Here are the potential perpetrators:
- The seals around the sink’s edges or between the sink and the countertop may degrade and, over time, allow water to seep through.
- Loose or improperly connected faucet components, such as nuts or washers. Deez nuts!
- Connections between pipes, especially under the sink, may develop leaks due to corrosion, wear, or improper installation.
- A cracked sink basin, especially if it’s made of materials like porcelain or ceramic.
- O-rings within the faucet assembly may have worn out.
- If your kitchen sink is connected to a dishwasher, a faulty connection at the hose may be the source of the problem.
- Leaks may stem from a damaged or worn-out garbage disposal unit, particularly if the seals or connections are compromised.
- Blocked or clogged drain lines.
- The sink may not have been sealed properly during its installation.
- High water pressure.
- The P-trap, a curved pipe beneath the sink, could have cracked.
- In cold climates, water trapped in pipes can freeze and expand, leading to leaks when the ice thaws.
Remember, cleaning up the water won’t deal with the root cause of the problem. It will just temporarily make the situation better.
You need to inspect in and around the sink to find out what really led to a leak and fix THAT. And then the following cleanup won’t be for nothing since the water won’t come back.

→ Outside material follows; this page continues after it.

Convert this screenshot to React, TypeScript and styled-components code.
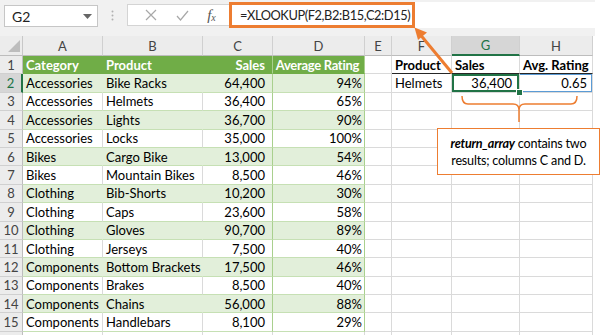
import React from 'react';
import styled, { createGlobalStyle } from 'styled-components';

const GlobalStyle = createGlobalStyle`
  html, body { margin: 0; padding: 0; background: #ffffff; }
  body { font-family: Lato, "Noto Sans", sans-serif; }
`;

const ORANGE = '#ED7D31';
const GRID = '#DADADA';
const TABLE_LINE = '#C6E0B4';
const TABLE_EDGE = '#A9D08E';
const BAND = '#E2EFDA';
const HEAD = '#70AD47';
const SELECT = '#217346';

const columns = ['A', 'B', 'C', 'D', 'E', 'F', 'G', 'H'];

const data: [string, string, string, string][] = [
  ['Accessories', 'Bike Racks', '64,400', '94%'],
  ['Accessories', 'Helmets', '36,400', '65%'],
  ['Accessories', 'Lights', '36,700', '90%'],
  ['Accessories', 'Locks', '35,000', '100%'],
  ['Bikes', 'Cargo Bike', '13,000', '54%'],
  ['Bikes', 'Mountain Bikes', '8,500', '46%'],
  ['Clothing', 'Bib-Shorts', '10,200', '30%'],
  ['Clothing', 'Caps', '23,600', '58%'],
  ['Clothing', 'Gloves', '90,700', '89%'],
  ['Clothing', 'Jerseys', '7,500', '40%'],
  ['Components', 'Bottom Brackets', '17,500', '46%'],
  ['Components', 'Brakes', '8,500', '40%'],
  ['Components', 'Chains', '56,000', '88%'],
  ['Components', 'Handlebars', '8,100', '29%'],
];

const App: React.FC = () => {
  return (
    <Page>
      <GlobalStyle />
      <FormulaBar>
        <NameBox>
          <span>G2</span>
          <svg width="9" height="5" viewBox="0 0 9 5">
            <path d="M0 0 L9 0 L4.5 5 Z" fill="#666" />
          </svg>
        </NameBox>
        <Grip>
          <svg width="3" height="11" viewBox="0 0 3 11">
            <circle cx="1.5" cy="1.5" r="1" fill="#B0B0B0" />
            <circle cx="1.5" cy="5.5" r="1" fill="#B0B0B0" />
            <circle cx="1.5" cy="9.5" r="1" fill="#B0B0B0" />
          </svg>
        </Grip>
        <Buttons>
          <svg width="12" height="12" viewBox="0 0 12 12">
            <path d="M1 1 L11 11 M11 1 L1 11" stroke="#A8A8A8" strokeWidth="1.2" />
          </svg>
          <svg width="13" height="11" viewBox="0 0 13 11">
            <path d="M1 6 L4.5 10 L12 1" stroke="#A8A8A8" strokeWidth="1.2" fill="none" />
          </svg>
          <Fx>
            f<sub>x</sub>
          </Fx>
        </Buttons>
        <FormulaInput>
          <FormulaBox>=XLOOKUP(F2,B2:B15,C2:D15)</FormulaBox>
        </FormulaInput>
      </FormulaBar>

      <Sheet>
        <Corner>
          <svg width="12" height="12" viewBox="0 0 12 12">
            <path d="M12 0 L12 12 L0 12 Z" fill="#BDBDBD" />
          </svg>
        </Corner>
        {columns.map((c) => (
          <ColHead key={c} $active={c === 'G'}>
            {c}
          </ColHead>
        ))}

        <RowHead>1</RowHead>
        <Cell $bg={HEAD} $color="#fff" $bold $right={HEAD} $bottom={HEAD}>Category</Cell>
        <Cell $bg={HEAD} $color="#fff" $bold $right={HEAD} $bottom={HEAD}>Product</Cell>
        <Cell $bg={HEAD} $color="#fff" $bold $align="right" $pad={7} $right={TABLE_EDGE} $bottom={HEAD}>
          Sales
        </Cell>
        <Cell $bg={HEAD} $color="#fff" $bold $align="right" $pad={5} $right={TABLE_EDGE} $bottom={HEAD}>
          <Tight>Average Rating</Tight>
        </Cell>
        <Cell />
        <Cell $bold $bottom="#262626">Product</Cell>
        <Cell $bold $bottom="#262626">Sales</Cell>
        <Cell $bold $bottom="#262626">Avg. Rating</Cell>

        {data.map((row, i) => {
          const n = i + 2;
          const band = n % 2 === 0;
          const bg = band ? BAND : '#fff';
          const inner = band ? BAND : GRID;
          return (
            <React.Fragment key={n}>
              <RowHead $active={n === 2}>{n}</RowHead>
              <Cell $bg={bg} $right={inner} $bottom={TABLE_LINE}>{row[0]}</Cell>
              <Cell $bg={bg} $right={inner} $bottom={TABLE_LINE}>{row[1]}</Cell>
              <Cell $bg={bg} $align="right" $pad={7} $right={TABLE_EDGE} $bottom={TABLE_LINE}>
                {row[2]}
              </Cell>
              <Cell $bg={bg} $align="right" $pad={2} $right={TABLE_EDGE} $bottom={TABLE_LINE}>
                {row[3]}
              </Cell>
              <Cell />
              {n === 2 ? (
                <>
                  <Cell>Helmets</Cell>
                  <Cell $align="right" $pad={7} $selected>
                    36,400
                  </Cell>
                  <Cell $align="right" $pad={5} $spill>
                    0.65
                  </Cell>
                </>
              ) : (
                <>
                  <Cell />
                  <Cell />
                  <Cell />
                </>
              )}
            </React.Fragment>
          );
        })}

        <RowHead />
        {columns.map((c) => (
          <Cell key={c} />
        ))}
      </Sheet>

      <Overlay width="602" height="335" viewBox="0 0 602 335">
        <path d="M452 73 L421 35.5" stroke={ORANGE} strokeWidth="3" fill="none" />
        <path d="M414.5 27.5 L427 32.5 L418 40 Z" fill={ORANGE} />
        <path
          d="M462 96 Q462 104 468 104 L513 104 Q519 104 519 110 L519 122 M519 110 Q519 104 525 104 L571 104 Q577 104 577 96"
          stroke={ORANGE}
          strokeWidth="1.5"
          fill="none"
        />
      </Overlay>

      <Callout>
        <CalloutLine>
          <em>return_array</em> contains two
        </CalloutLine>
        <CalloutLine>results; columns C and D.</CalloutLine>
      </Callout>
    </Page>
  );
};

export default App;

const Page = styled.div`
  position: relative;
  width: 602px;
  height: 335px;
  overflow: hidden;
  background: #ffffff;
  color: #000;
`;

const FormulaBar = styled.div`
  box-sizing: border-box;
  width: 595px;
  height: 36px;
  background: #f1f1f1;
  display: flex;
  align-items: flex-start;
  padding: 2px 0 0 4px;
`;

const NameBox = styled.div`
  box-sizing: border-box;
  width: 94px;
  height: 22px;
  margin-top: 3px;
  background: #fff;
  border: 1px solid #c6c6c6;
  display: flex;
  align-items: center;
  justify-content: space-between;
  padding: 0 5px 0 7px;
  font-size: 14px;
  color: #222;
`;

const Grip = styled.div`
  width: 29px;
  height: 26px;
  display: flex;
  align-items: center;
  justify-content: center;
`;

const Buttons = styled.div`
  box-sizing: border-box;
  width: 102px;
  height: 22px;
  margin-top: 2px;
  background: #fff;
  border: 1px solid #d4d4d4;
  border-right: none;
  display: flex;
  align-items: center;
  justify-content: space-around;
  padding: 0 4px 0 8px;
`;

const Fx = styled.span`
  font-family: "Liberation Serif", serif;
  font-style: italic;
  font-size: 15px;
  color: #555;
  sub {
    font-size: 10px;
    vertical-align: -1px;
  }
`;

const FormulaInput = styled.div`
  flex: 1;
  height: 26px;
  background: #fff;
  display: flex;
`;

const FormulaBox = styled.div`
  box-sizing: border-box;
  width: 186px;
  height: 26px;
  border: 3px solid ${ORANGE};
  display: flex;
  align-items: center;
  padding-left: 8px;
  font-size: 12.8px;
  letter-spacing: -0.4px;
  color: #222;
  white-space: nowrap;
`;

const Sheet = styled.div`
  display: grid;
  width: 593px;
  grid-template-columns: 23px 80px 100px 70px 92px 27px 60px 68px 73px;
  grid-template-rows: 20px repeat(15, 18.4px) 10px;
  font-size: 13px;
`;

const headBase = `
  box-sizing: border-box;
  background: #ececec;
  color: #444;
  display: flex;
  align-items: center;
  justify-content: center;
  font-size: 13px;
`;

const Corner = styled.div`
  ${headBase};
  justify-content: flex-end;
  align-items: flex-end;
  padding: 0 2px 3px 0;
  border-right: 1px solid #c8c8c8;
  border-bottom: 1px solid #bdbdbd;
`;

const ColHead = styled.div<{ $active?: boolean }>`
  ${headBase};
  border-right: 1px solid #d0d0d0;
  background: ${(p) => (p.$active ? '#d6d6d6' : '#ececec')};
  color: ${(p) => (p.$active ? SELECT : '#444')};
  border-bottom: ${(p) => (p.$active ? `2px solid ${SELECT}` : '1px solid #bdbdbd')};
`;

const RowHead = styled.div<{ $active?: boolean }>`
  ${headBase};
  background: ${(p) => (p.$active ? '#d6d6d6' : '#ececec')};
  color: ${(p) => (p.$active ? SELECT : '#444')};
  border-bottom: 1px solid #d0d0d0;
  border-right: ${(p) => (p.$active ? `2px solid ${SELECT}` : '1px solid #bdbdbd')};
`;

const Tight = styled.span`
  letter-spacing: -0.3px;
`;

const Cell = styled.div<{
  $bg?: string;
  $color?: string;
  $bold?: boolean;
  $align?: 'left' | 'right';
  $pad?: number;
  $right?: string;
  $bottom?: string;
  $selected?: boolean;
  $spill?: boolean;
}>`
  position: relative;
  box-sizing: border-box;
  display: flex;
  align-items: center;
  justify-content: ${(p) => (p.$align === 'right' ? 'flex-end' : 'flex-start')};
  padding: 0 ${(p) => p.$pad ?? 3}px 0 3px;
  background: ${(p) => p.$bg ?? '#fff'};
  color: ${(p) => p.$color ?? '#000'};
  font-weight: ${(p) => (p.$bold ? 700 : 400)};
  border-right: 1px solid ${(p) => p.$right ?? GRID};
  border-bottom: 1px solid ${(p) => p.$bottom ?? GRID};
  white-space: nowrap;
  ${(p) => p.$spill && `box-shadow: inset 0 1px 0 #5B9BD5, inset -1px 0 0 #5B9BD5, inset 0 -1px 0 #5B9BD5;`}
  ${(p) =>
    p.$selected &&
    `
    box-shadow: inset 0 0 0 2px ${SELECT};
    &::after {
      content: '';
      position: absolute;
      right: -4px;
      bottom: -4px;
      width: 5px;
      height: 5px;
      background: ${SELECT};
      border: 1px solid #fff;
      z-index: 2;
    }
  `}
`;

const Overlay = styled.svg`
  position: absolute;
  left: 0;
  top: 0;
  pointer-events: none;
`;

const Callout = styled.div`
  position: absolute;
  left: 437px;
  top: 128px;
  box-sizing: border-box;
  width: 163px;
  height: 47px;
  background: #fff;
  border: 1px solid ${ORANGE};
  display: flex;
  flex-direction: column;
  justify-content: center;
  align-items: center;
  font-size: 12.6px;
  letter-spacing: -0.2px;
  line-height: 17px;
  color: #000;
  em {
    font-weight: 700;
  }
`;

const CalloutLine = styled.div`
  white-space: nowrap;
`;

And you’ll save some money on water bills!
How to Fix a Leaking Kitchen Sink
So, now, let’s get into the actual steps.
Fixing a leaking kitchen sink can vary depending on the specific issue. Here’s a general step-by-step guide to help you address common causes of leaks:
Tools you’ll need:
- Adjustable wrench
- Plumber’s tape
- Plumber’s putty or silicone sealant
- Identify the Source of the Leak: Follow the water to locate the source of the leak. Check for everything we’ve mentioned so far.
- Turn Off Water Supply: Locate the shut-off valves under the sink or at the main water supply. Turn them clockwise to shut off the water to prevent further water damage.

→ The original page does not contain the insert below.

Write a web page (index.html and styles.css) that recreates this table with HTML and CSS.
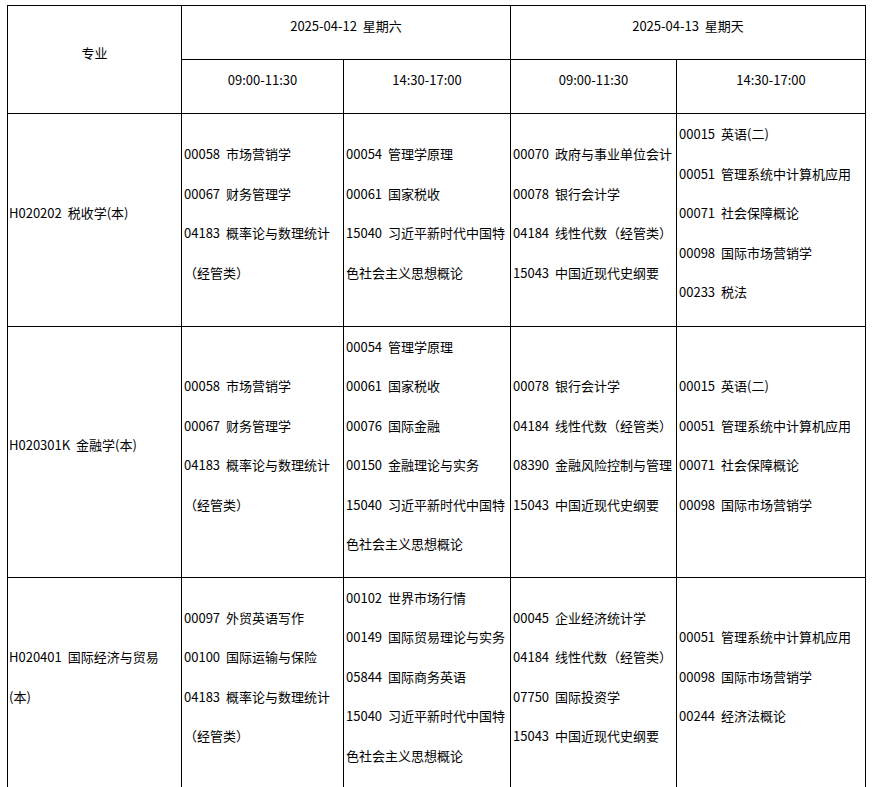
FILE: index.html
```html
<!DOCTYPE html>
<html lang="zh-CN">
<head>
<meta charset="utf-8">
<title>考试安排</title>
<link rel="stylesheet" href="styles.css">
</head>
<body>
<div class="page">
<table class="plan">
  <colgroup>
    <col class="c-major">
    <col class="c-a">
    <col class="c-b">
    <col class="c-c">
    <col class="c-d">
  </colgroup>
  <thead>
    <tr class="h1">
      <th rowspan="2" class="head">专业</th>
      <th colspan="2" class="head">2025-04-12 星期六</th>
      <th colspan="2" class="head">2025-04-13 星期天</th>
    </tr>
    <tr class="h2">
      <th class="head">09:00-11:30</th>
      <th class="head">14:30-17:00</th>
      <th class="head">09:00-11:30</th>
      <th class="head">14:30-17:00</th>
    </tr>
  </thead>
  <tbody>
    <tr class="r1">
      <td class="major">H020202 税收学(本)</td>
      <td>00058 市场营销学<br>00067 财务管理学<br>04183 概率论与数理统计<br>（经管类）</td>
      <td>00054 管理学原理<br>00061 国家税收<br>15040 习近平新时代中国特<br>色社会主义思想概论</td>
      <td>00070 政府与事业单位会计<br>00078 银行会计学<br>04184 线性代数（经管类）<br>15043 中国近现代史纲要</td>
      <td>00015 英语(二)<br>00051 管理系统中计算机应用<br>00071 社会保障概论<br>00098 国际市场营销学<br>00233 税法</td>
    </tr>
    <tr class="r2">
      <td class="major">H020301K 金融学(本)</td>
      <td>00058 市场营销学<br>00067 财务管理学<br>04183 概率论与数理统计<br>（经管类）</td>
      <td>00054 管理学原理<br>00061 国家税收<br>00076 国际金融<br>00150 金融理论与实务<br>15040 习近平新时代中国特<br>色社会主义思想概论</td>
      <td>00078 银行会计学<br>04184 线性代数（经管类）<br>08390 金融风险控制与管理<br>15043 中国近现代史纲要</td>
      <td>00015 英语(二)<br>00051 管理系统中计算机应用<br>00071 社会保障概论<br>00098 国际市场营销学</td>
    </tr>
    <tr class="r3">
      <td class="major">H020401 国际经济与贸易<br>(本)</td>
      <td>00097 外贸英语写作<br>00100 国际运输与保险<br>04183 概率论与数理统计<br>（经管类）</td>
      <td>00102 世界市场行情<br>00149 国际贸易理论与实务<br>05844 国际商务英语<br>15040 习近平新时代中国特<br>色社会主义思想概论</td>
      <td>00045 企业经济统计学<br>04184 线性代数（经管类）<br>07750 国际投资学<br>15043 中国近现代史纲要</td>
      <td>00051 管理系统中计算机应用<br>00098 国际市场营销学<br>00244 经济法概论</td>
    </tr>
  </tbody>
</table>
</div>
</body>
</html>
```

FILE: styles.css
```css
html, body {
  margin: 0;
  padding: 0;
  background: #ffffff;
}

.page {
  padding: 5px 0 0 7px;
}

.plan {
  border-collapse: collapse;
  table-layout: fixed;
  width: 858px;
  font-family: "Noto Sans CJK SC", "Liberation Sans", sans-serif;
  font-size: 13px;
  color: #000000;
}

.c-major { width: 174px; }
.c-a { width: 162px; }
.c-b { width: 167px; }
.c-c { width: 166px; }
.c-d { width: 189px; }

.plan th,
.plan td {
  border: 1px solid #000000;
  line-height: 39.5px;
  padding: 0 0 13px 2px;
  vertical-align: middle;
  white-space: nowrap;
  overflow: hidden;
  word-spacing: 3px;
}

.plan th {
  font-weight: normal;
  text-align: center;
  padding-left: 0;
}

.plan td {
  text-align: left;
}

.plan td.major {
  padding-left: 1px;
}

.h1 { height: 54px; }
.h2 { height: 53px; }
.r1 { height: 213px; }
.r2 { height: 250px; }
.r3 { height: 212px; }
```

- Empty the Cabinet: Remove any items stored under the sink to have clear access to the plumbing.
- Check Faucet Connections: Tighten any loose nuts or connections using an adjustable wrench.
- Examine P-Trap: Place a bucket under the P-trap (the curved pipe under the sink) to catch water. Loosen the nuts connecting the P-trap to the sink and the wall. Clean out any debris or things blocking the water flow.
- Inspect Sink Basin and Seals: Check the sink basin for cracks. If found, consider applying plumber’s putty or silicone sealant to seal the cracks.
- Address Pipe Leaks: If you find leaking pipes, identify the specific joint or connection that’s problematic. If there’s a crack, consider using plumber’s tape or replacing the damaged section of the pipe.
- Check Garbage Disposal Connections: If your sink has a garbage disposal, inspect its connections and tighten them.
- Inspect Dishwasher Connection: Examine the hose connecting the dishwasher to the sink. Replace the hose if necessary.
- Apply Plumber’s Tape: If you find threads on pipes or connections, applying plumber’s tape can help create a tighter seal. Wrap the tape around the threads in a clockwise direction.
- Reassemble and Test: Reconnect the P-trap, faucet connections, and any disconnected parts. Turn on the water supply and check for leaks. If any persist, tighten connections further. Then check again. Repeat until successful.
- Clean Up: Wipe down the area, remove the bucket, and return items to the cabinet.
If you’re uncertain about any step or if the issue persists, it’s advisable to seek professional help from a plumber to ensure a proper and lasting solution.
On the other hand, if you can’t cleanup and fix the water damage from a leak (damp and moldy walls, soaked-up carpets or hardwood floors, etc.), call a restoration company instead.